Still more difficult to address than the Gaelic
influence on fictional story are the accounts that
appear to document actual events in Ireland or the
west. The events in question were recorded in writing
in Iceland, in most cases some three hundred or
so years later, and their value in a historical sense
must be open to question. During the mid-twentieth
century, the historical validity of the sagas in general
became part of a debate concerning whether they
were based on real events, the details of which had
been preserved orally in the intervening centuries,
or whether they were twelfth- and thirteenth-century
constructions. Some, at least, of the accounts may
have some historical credibility, though the question
of when they were transmitted is not always clear.
One matter, significant from the perspective of
this paper, concerns the Icelandic accounts of the
Battle of Clontarf near Dublin in 1014, which bear
similarities to Irish sources. This similarity was
pointed out in the nineteenth-century edition of the
main source, the Irish Cogadh Gaedhal re Gallaibh,
The War of the Gaedhil with the Gaill (Todd 1867),
believed to have been composed in Dublin in about
1114 on the behest of its ruler, the Munster King
Muirchertach Ua Briain (r. 1086–1119), the greatgrandson
of Brian bóruma, the main protagonist.
The links have been studied, though no consensus
has been reached.3 In recent years, the Irish scholar
Donnchadh Ó Corráin (1998) suggested that a written
Norse saga, now lost, was composed in Dublin
and was used by the later Icelandic authors. However,
no such sagas are known to have been composed
anywhere by this date. A more probable scenario is
that Norse interpretations of the Battle of Clontarf
were transmitted orally to an Irish audience a little
over a decade previously, in 1102–1103 when Norway’s
King Magnús berfættr, barelegs (1093–1103),
and his entourage wintered at Muirchertach’s court.

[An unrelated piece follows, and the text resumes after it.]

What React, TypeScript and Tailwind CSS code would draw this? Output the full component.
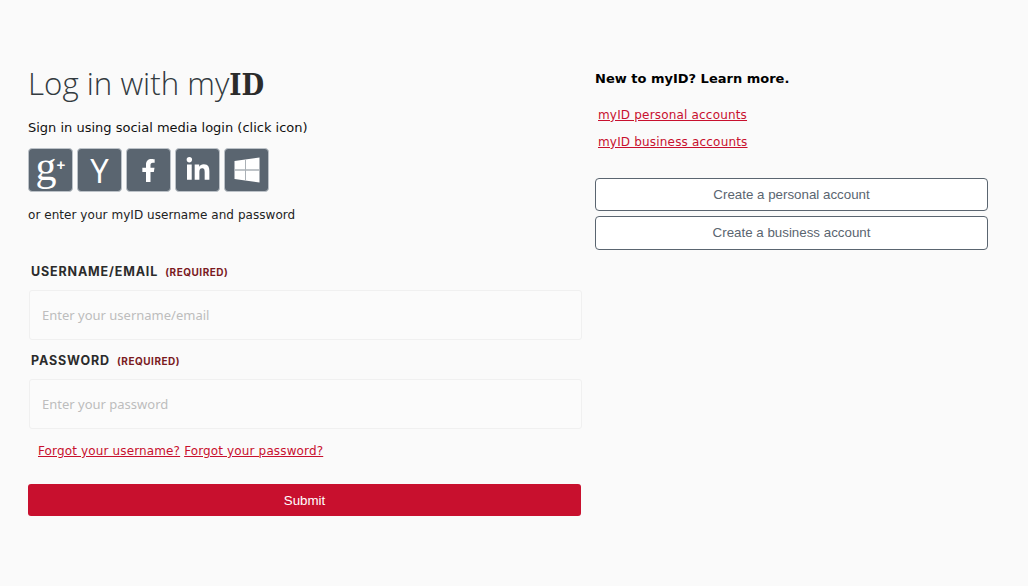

Our increasing understanding of the degree of
contact in the twelfth and thirteenth centuries may
warrant further examination of this episode, and
there are other events that might also be considered,
in case traditional stories that had circulated
orally might have been open to supplementation
by travellers’ accounts in later times. The story of
the Irish slave Melkorka, daughter of an Irish king
Mýrjartak, Muirchertach, is found in Landnámabók,
the Book of Settlements (Benediktsson 1968) and
more fully in Laxdæla saga (Sveinsson 1934), which
also recounts the adventures of her Icelandic-born,
Irish-speaking son Óláfr pá, peacock, when he visited
his maternal grandfather in Ireland. Jean Young
(1933–1934) suggested a link to the royal family of
Knowth in the mid-tenth century, and recent studies
in Ireland have shown the attempts of this dynasty to
control the Dublin Vikings of the period.
There are also the Gaelic personal names, some
of which remain in use, and a small number of
Gaelic words found in Iceland, including a brief
conversation found in Jóns saga helga (Foote 2003),
the saga of the saintly Bishop Jón of Iceland, said to
take place at the court of Muirchertach Ua Briain in
1102 (Power 2000). There are also a few personal
names that are noted in accounts of the Hebrides in
the thirteenth century.4
There has been study in recent years about the
transmission of contemporary, or more nearly contemporary,
sources in the middle ages, and it may be
worth considering whether certain existing ancestral
stories in Iceland were added to with the help of additional
knowledge, which provided the opportunities
to bolster and expand on what was already known.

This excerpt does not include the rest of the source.